The 2007-2008 Mayer Fund team saw the slowdown in the
economy coming, including the problems with housing, but
they hadn’t counted on the problems in the finance industry.
The performance of those holdings were disappointing, but
over the course of the year the students diversified the
Fund’s holdings in the finance sector. Some of their energy
holdings did surprisingly well. The team otherwise went
neutral in every sector but healthcare, which they overweighted. It was a winning strategy overall: the Mayer
Fund returned $64,000 to the dean’s operating fund this
year, the second-highest return ever for the fund.

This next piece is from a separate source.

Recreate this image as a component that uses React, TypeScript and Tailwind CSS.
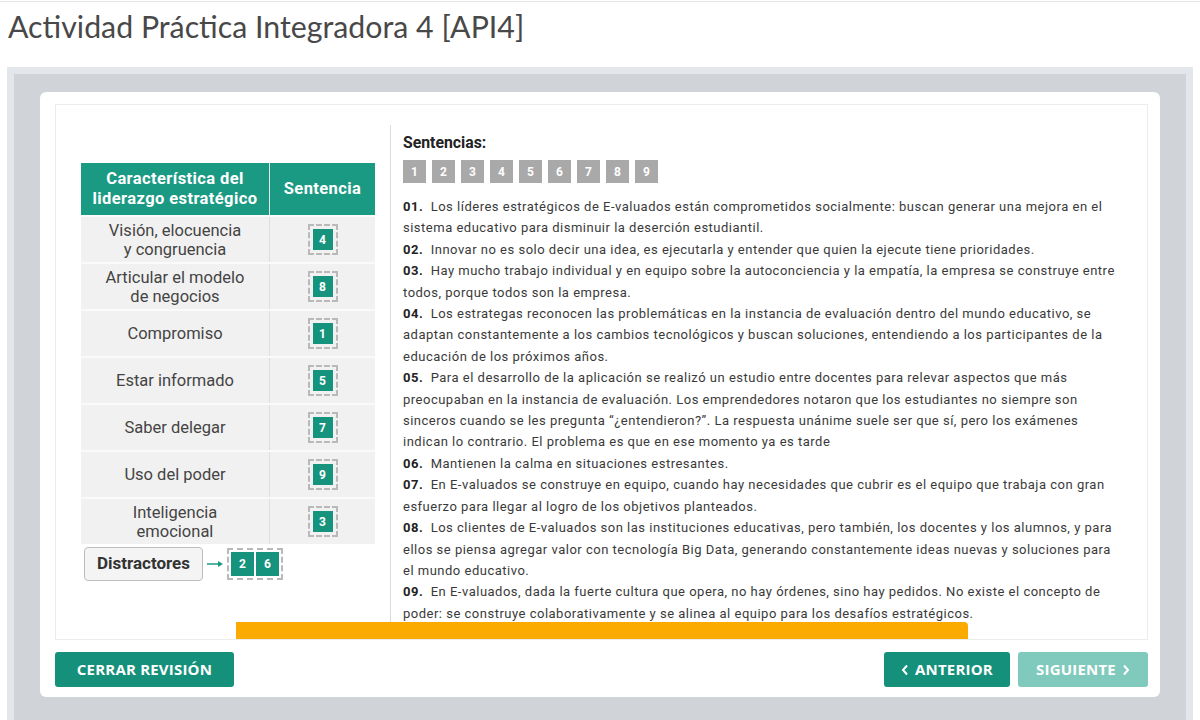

Mayer Fund alumnus Sarah Kroncke, MBA’00, a lecturer in
the finance department, serves as the Mayer Fund faculty
advisor. Prior to joining Smith, she worked for Wachovia
Securities as a vice president in their technology
investment banking practice, focusing on public equity,
convertible securities, M&A, and private equity
transactions. Kroncke oversees the Mayer Fund and advises
the students on both their investments and their careers.
The core of what they learn is financial skills, but
Kroncke believes there is more as well. “Once you get past
the financials, there’s the ability to convince the team and
package your idea in a way that is compelling enough that
everyone will agree. And then there is the selling aspect
and the teamwork aspect and pride of ownership that goes
with doing the work.”
The friendships developed in the fund are also important.
Mayer Fund alumni stay in touch with the Smith School and
each other, a strong network that helps current students in
their future careers.
“The friendships we’ve developed are so strong,” Song
says. “You meet a lot of people in the MBA program, but the
friendships I’ve made through the Mayer Fund will last
throughout my life and business career, I think.”